The Report determined that the Arresting Officers had probable cause to arrest Plaintiff because (1) "a validly issued order of protection was in effect at the time of [Plaintiff's] arrest," (2) "the [A]rresting [O]fficers were aware of the existence of that order," and (3) Plaintiff "appeared to be in violation of the order." (Report 9.) Plaintiff objects to this determination, arguing that probable cause can exist only if the order of protection is presented to the arresting officer. (See Pl.'s Objections 2-4; D.E. 52, 53.) The Court finds that the circumstances surrounding Plaintiff's arrest established probable cause despite the fact that the order of protection itself was not presented to the Arresting Officers.

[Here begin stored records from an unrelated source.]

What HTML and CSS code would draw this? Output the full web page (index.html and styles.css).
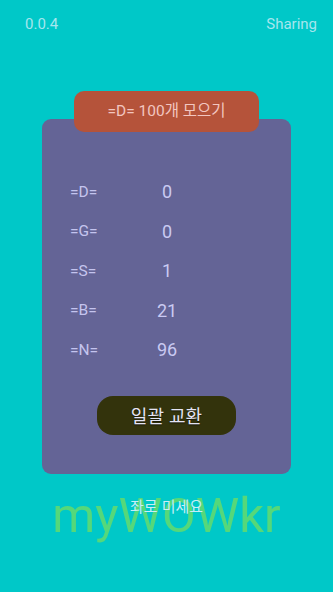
FILE: index.html
```html
<!DOCTYPE html>
<html lang="ko">

<head>
    <meta charset="UTF-8" />
    <meta name="viewport" content="width=device-width, initial-scale=1.0" />
    <title>myWOWkr</title>
    <link rel="stylesheet" href="styles.css">
</head>

<body>
    <div class="screen">
        <div class="top-bar">
            <span class="version">0.0.4</span>
            <span class="sharing">Sharing</span>
        </div>

        <div class="goal-badge">=D= 100개 모으기</div>

        <div class="card">
            <div class="stat-row">
                <div class="stat-label">=D=</div>
                <div class="stat-value">0</div>
            </div>
            <div class="stat-row">
                <div class="stat-label">=G=</div>
                <div class="stat-value">0</div>
            </div>
            <div class="stat-row">
                <div class="stat-label">=S=</div>
                <div class="stat-value">1</div>
            </div>
            <div class="stat-row">
                <div class="stat-label">=B=</div>
                <div class="stat-value">21</div>
            </div>
            <div class="stat-row">
                <div class="stat-label">=N=</div>
                <div class="stat-value">96</div>
            </div>

            <button class="btn-exchange" type="button">일괄 교환</button>
        </div>

        <div class="footer">
            <div class="brand">myWOWkr</div>
            <div class="hint">좌로 미세요</div>
        </div>
    </div>
</body>

</html>
```
FILE: styles.css
```css
* {
    margin: 0;
    padding: 0;
    box-sizing: border-box;
}

body {
    font-family: Roboto, "Noto Sans CJK KR", sans-serif;
    background: #00c8c8;
    width: 333px;
    height: 592px;
    overflow: hidden;
}

.screen {
    display: flex;
    flex-direction: column;
}

.top-bar {
    display: flex;
    justify-content: space-between;
    padding: 14px 16px 0 25px;
    height: 34px;
    font-size: 15px;
    line-height: 20px;
    color: #a6e6ee;
}

.goal-badge {
    position: relative;
    z-index: 1;
    width: 185px;
    height: 41px;
    margin: 57px 0 0 74px;
    background: #b5533a;
    border-radius: 10px;
    color: #f2c6c0;
    font-size: 15.5px;
    line-height: 41px;
    text-align: center;
}

.card {
    width: 249px;
    margin: -13px 0 0 42px;
    padding: 53px 0 39px 28px;
    background: #646496;
    border-radius: 9px;
    display: flex;
    flex-direction: column;
}

.stat-row {
    display: grid;
    grid-template-columns: 71px 52px;
    align-items: center;
    height: 39.5px;
}

.stat-label {
    font-size: 15.5px;
    color: #c4c4ee;
}

.stat-value {
    font-size: 18px;
    color: #cacaf2;
    text-align: center;
}

.btn-exchange {
    align-self: flex-start;
    margin: 26px 0 0 27px;
    width: 139px;
    height: 39px;
    border: none;
    border-radius: 16px;
    background: #33330c;
    color: #e4e4f4;
    font-family: "Noto Sans CJK KR", sans-serif;
    font-size: 18px;
    text-shadow: 0 1px 1px rgba(0, 0, 0, 0.6);
}

.footer {
    position: relative;
    margin-top: 12px;
    text-align: center;
}

.brand {
    font-size: 49px;
    line-height: 60px;
    color: #55d87a;
}

.hint {
    position: absolute;
    top: 10px;
    left: 0;
    right: 0;
    font-family: "Noto Sans CJK KR", sans-serif;
    font-size: 15px;
    line-height: 20px;
    color: #c8eef6;
}
```
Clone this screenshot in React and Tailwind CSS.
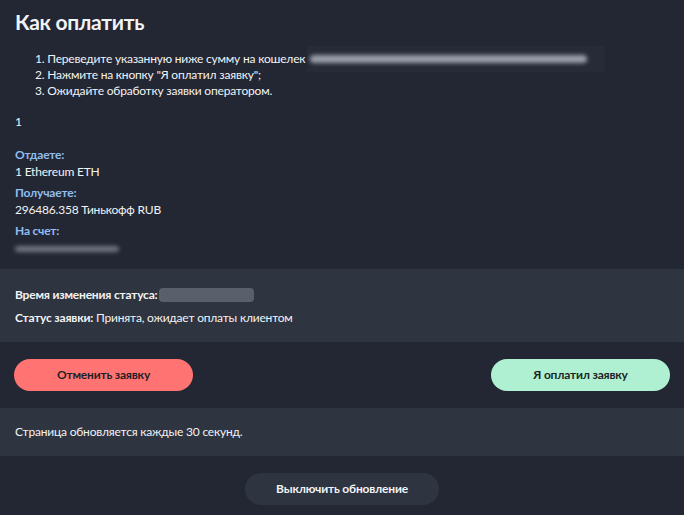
import React from "react";

/* blurred placeholder for hidden data */
const Blur = ({ className = "" }) => (
    <span className={`inline-block rounded-sm blur-[2px] ${className}`} />
);

export default function App() {
    return (
        <div
            className="w-[684px] h-[515px] overflow-hidden bg-[#222733] text-[#f2f3f5] text-[12px] leading-[16px] tracking-[-0.2px]"
            style={{ fontFamily: 'Lato, "Noto Sans", sans-serif' }}
        >
            {/* header + instructions */}
            <div className="px-[15px] pt-[8px]">
                <h1 className="text-[21px] leading-[28px] font-bold tracking-[-0.3px]">Как оплатить</h1>

                <ol className="mt-[15px] pl-[20px]">
                    <li className="flex items-center h-[16px]">
                        <span>1. Переведите указанную ниже сумму на кошелек</span>
                        <span className="ml-[2px] h-[26px] pl-[3px] pr-[18px] bg-[#262b37] flex items-center">
                            <Blur className="w-[277px] h-[8px] bg-[#9a9fab]" />
                        </span>
                    </li>
                    <li>2. Нажмите на кнопку "Я оплатил заявку";</li>
                    <li>3. Ожидайте обработку заявки оператором.</li>
                </ol>

                <p className="mt-[15px]">1</p>

                <div className="mt-[17px] space-y-[5px]">
                    <div className="space-y-[1px]">
                        <p className="text-[#93bdf0] font-bold">Отдаете:</p>
                        <p>1 Ethereum ETH</p>
                    </div>
                    <div className="space-y-[1px]">
                        <p className="text-[#93bdf0] font-bold">Получаете:</p>
                        <p>296486.358 Тинькофф RUB</p>
                    </div>
                    <div className="space-y-[2px]">
                        <p className="text-[#93bdf0] font-bold">На счет:</p>
                        <p className="h-[16px] flex items-center">
                            <Blur className="w-[104px] h-[6px] bg-[#6f7480]" />
                        </p>
                    </div>
                </div>
            </div>

            {/* status panel */}
            <div className="mt-[12px] bg-[#2e3440] px-[15px] pt-[18px] pb-[16px] space-y-[7px]">
                <p className="flex items-center">
                    <span className="font-bold">Время изменения статуса:</span>
                    <span className="ml-[2px] inline-block w-[95px] h-[14px] bg-[#5a606b] rounded-sm" />
                </p>
                <p>
                    <span className="font-bold">Статус заявки:</span> Принята, ожидает оплаты клиентом
                </p>
            </div>

            {/* actions */}
            <div className="px-[14px] py-[17px] flex justify-between">
                <button className="w-[179px] h-[32px] rounded-full bg-[#ff7473] text-[#1d1f25] font-bold">
                    Отменить заявку
                </button>
                <button className="w-[179px] h-[32px] rounded-full bg-[#aef0d1] text-[#1d1f25] font-bold">
                    Я оплатил заявку
                </button>
            </div>

            {/* refresh note */}
            <div className="bg-[#2e3440] px-[15px] py-[16px]">
                <p>Страница обновляется каждые 30 секунд.</p>
            </div>

            <div className="flex justify-center pt-[17px]">
                <button className="w-[194px] h-[32px] rounded-full bg-[#2e3440] font-bold">
                    Выключить обновление
                </button>
            </div>
        </div>
    );
}
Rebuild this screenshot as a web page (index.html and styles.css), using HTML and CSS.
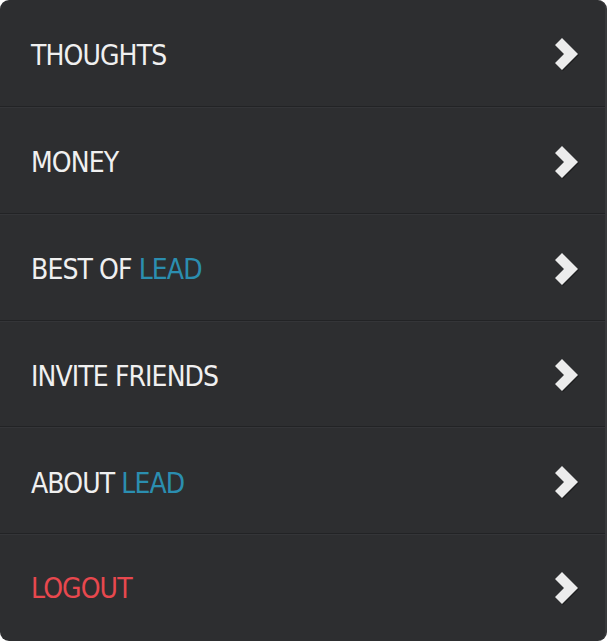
FILE: index.html
```html
<!DOCTYPE html>
<html>
<head>
<meta charset="utf-8">
<link rel="stylesheet" href="styles.css">
</head>
<body>
<nav class="menu">
  <a class="item"><span class="label">THOUGHTS</span><svg class="chev" viewBox="0 0 24 34"><polygon points="0,7 7,0 23,16 7,32 0,25 9,16"/></svg></a>
  <a class="item"><span class="label">MONEY</span><svg class="chev" viewBox="0 0 24 34"><polygon points="0,7 7,0 23,16 7,32 0,25 9,16"/></svg></a>
  <a class="item"><span class="label">BEST OF <span class="blue">LEAD</span></span><svg class="chev" viewBox="0 0 24 34"><polygon points="0,7 7,0 23,16 7,32 0,25 9,16"/></svg></a>
  <a class="item"><span class="label">INVITE FRIENDS</span><svg class="chev" viewBox="0 0 24 34"><polygon points="0,7 7,0 23,16 7,32 0,25 9,16"/></svg></a>
  <a class="item"><span class="label">ABOUT <span class="blue">LEAD</span></span><svg class="chev" viewBox="0 0 24 34"><polygon points="0,7 7,0 23,16 7,32 0,25 9,16"/></svg></a>
  <a class="item last"><span class="label red">LOGOUT</span><svg class="chev" viewBox="0 0 24 34"><polygon points="0,7 7,0 23,16 7,32 0,25 9,16"/></svg></a>
</nav>
</body>
</html>
```
FILE: styles.css
```css
html, body {
  margin: 0;
  padding: 0;
  background: #ffffff;
}
.menu {
  width: 607px;
  height: 641px;
  box-sizing: border-box;
  background: #2d2e30;
  border-radius: 9px;
  border-right: 2px solid #38393b;
  overflow: hidden;
  display: grid;
  grid-template-rows: repeat(6, 1fr);
}
.item {
  min-height: 0;
  display: flex;
  align-items: center;
  justify-content: space-between;
  padding: 5px 26px 0 31px;
  border-top: 1px solid #343538;
  border-bottom: 1px solid #222325;
  font-family: "DejaVu Sans Condensed", "DejaVu Sans", sans-serif;
  font-size: 28px;
  letter-spacing: -0.9px;
  color: #f0f0f0;
}
.item:first-child { border-top: none; }
.item.last { border-bottom: none; padding-top: 1px; }
.blue { color: #2b8eb0; }
.red { color: #e8484e; }
.chev {
  width: 24px;
  height: 34px;
  fill: #ececec;
  filter: drop-shadow(1px 1px 0 rgba(0,0,0,0.35));
}
```
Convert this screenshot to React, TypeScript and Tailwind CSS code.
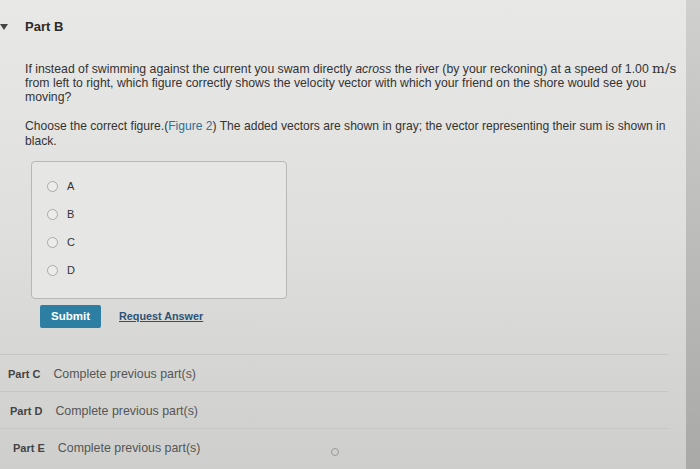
const choices = ['A', 'B', 'C', 'D']

const laterParts = [
  { name: 'Part C', indent: 'pl-[8px]' },
  { name: 'Part D', indent: 'pl-[10px]' },
  { name: 'Part E', indent: 'pl-[13px]' },
]

export default function App() {
  return (
    <div
      className="relative flex h-[469px] w-[700px] overflow-hidden bg-linear-to-b from-[#e8e8e6] via-[#dfdfdd] to-[#cecfcc] text-[#333]"
      style={{ fontFamily: '"Liberation Sans", Arial, sans-serif' }}
    >
      <div className="flex flex-1 flex-col">
        {/* header */}
        <div className="flex h-[50px] items-center gap-[17px] pt-[4px]">
          <svg width="8" height="6" viewBox="0 0 8 6">
            <path d="M0 0 L8 0 L4 6 Z" fill="#444" />
          </svg>
          <span className="text-[13px] font-bold text-[#2a2a2a]">Part B</span>
        </div>

        <div className="pl-[25px]">
          <p className="mt-[11px] whitespace-nowrap text-[12.25px] leading-[14px]">
            If instead of swimming against the current you swam directly <em>across</em> the river (by your
            reckoning) at a speed of 1.00{' '}
            <span className="text-[13.5px]" style={{ fontFamily: '"DejaVu Serif", serif' }}>
              m/s
            </span>
            <br />
            from left to right, which figure correctly shows the velocity vector with which your friend on the shore
            would see you
            <br />
            moving?
          </p>

          <p className="mt-[15px] whitespace-nowrap text-[12.1px] leading-[15px]">
            Choose the correct figure.(<span className="text-[#2f6f98]">Figure 2</span>) The added vectors are shown
            in gray; the vector representing their sum is shown in
            <br />
            black.
          </p>

          <div className="ml-[6px] mt-[12px] h-[138px] w-[256px] rounded-[4px] border border-[#b7b7b5] bg-[#e6e6e4] pt-[10px]">
            {choices.map((c) => (
              <div key={c} className="flex h-[28px] items-center gap-[9px] pl-[15px]">
                <span className="h-[11px] w-[11px] rounded-full border border-[#aaa] bg-[#ececea]" />
                <span className="text-[11px] text-[#333]">{c}</span>
              </div>
            ))}
          </div>

          <div className="mt-[6px] flex items-center gap-[18px] pl-[15px]">
            <button className="h-[23px] w-[61px] rounded-[2px] bg-[#2c7fa2] text-[11.5px] font-bold text-white">
              Submit
            </button>
            <span className="text-[10.8px] font-bold text-[#2d5275] underline">Request Answer</span>
          </div>
        </div>

        <div className="mr-[18px] mt-[26px]">
          {laterParts.map((p) => (
            <div
              key={p.name}
              className={`flex h-[37px] items-center gap-[13px] border-t border-[#c6c6c4] pt-[2px] ${p.indent}`}
            >
              <span className="text-[11px] font-bold text-[#444]">{p.name}</span>
              <span className="text-[12.4px] text-[#555]">Complete previous part(s)</span>
            </div>
          ))}
        </div>
      </div>

      {/* small loading ring */}
      <span className="absolute left-[331px] top-[448px] h-[8px] w-[8px] rounded-full border-[1.5px] border-[#999]" />

      {/* bezel strip at the right edge */}
      <div className="w-[14px] bg-linear-to-b from-[#d0d0ce] to-[#a9a9a7]" />
    </div>
  )
}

Plaintiff argues that an order of protection gives rise to probable cause only if the order of protection is presented to the arresting officer. (See Pl.'s Objections 2-4.) In support of her argument, Plaintiff cites a case in which the Court found probable cause, and in which the complainant had presented a copy of the order of protection to the arresting officer. Otero, 698 F. Supp. at 44, 45-46. Plaintiff also relies on the New York Family Court Act § 168(1), which provides that "[t]he presentation of a copy of an order of protection . . . to any . . . police officer shall constitute authority for him to arrest a person charged with violating the terms of such order of protection." These authorities indicate that presentation of an order of protection to the arresting officer suffices to establish probable cause. However, these authorities do not lead to the conclusion that such presentation is the exclusive means of establishing probable cause. See Coyle v. Coyle, 354 F. Supp. 2d 207, 211-12 (E.D.N.Y. 2005) (finding probable cause when the arresting officers relied on the complainant's written sworn statement that the plaintiff violated an existing order of protection); Campbell v. City of New York, No. 02 Civ. 5186, 2004 WL 943570, at *4 (S.D.N.Y. Apr. 30, 2004) (finding probable cause when the arresting officers relied on the complainant's oral statement that she had an order of protection); see also Weyant, 101 F.3d at 852 ("In general, probable cause to arrest exists when the officers have knowledge or reasonably trustworthy information of facts and circumstances that are sufficient to warrant a person of reasonable caution in the belief that the person to be arrested has committed or is committing a crime.") (citations omitted).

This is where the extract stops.